After all is said and done…
by Hazel Pino
I guess in reality, ten years isn’t long enough to know someone. I guess dating for a brief time and being best friends for ten years after that isn’t enough.
I can’t help but think back to a time when you were who I thought you were. When I thought you would never lie or hurt me because I was convinced that you cared. Because you convinced me that you did care. You’ve called me your best friend, the only person you could tell things to, the only person who knows you. But let’s be honest, how well do I even know you? Not well enough, I’d say. Sure I was there for you growing up when life got hard. When you lost two women important in your life. I was there for your when you decided to join the military and I was the one you called and talked to on a daily basis when you were deployed into war. I was there when you decided to come back and now we’re here. You haven’t talked to me since July and now I learn you’re in jail for the fourth time this year.

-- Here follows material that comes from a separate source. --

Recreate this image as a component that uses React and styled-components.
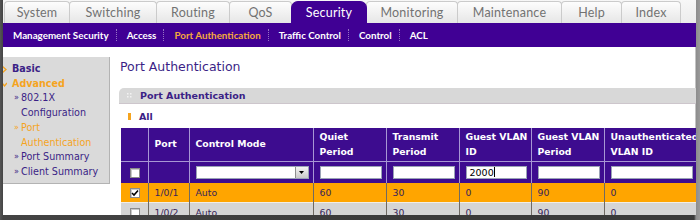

I don’t know what’s going on, I don’t know what hardships you’re facing these days alone. I never left your side, but you’ve left mine on multiple occasions and this time apart has made me realize that I don’t know you. It’s a strange feeling, one I think I’ve always known but chose to ignore because you convinced me you cared about me.
But if I don’t know this much about you, how much else don’t I know? What else are you hiding?
You’re not obligated to be honest with me about your life. You’re not obligated to share the parts of your life you want to hide from me. But just know, that it makes me wonder. It makes me wonder if you really consider me your best friend or if like everything else, you’re coping-out to guard yourself.
I’ve never hurt you. And I’ve forgiven you every time you’ve hurt me. But I think, this time, I can’t.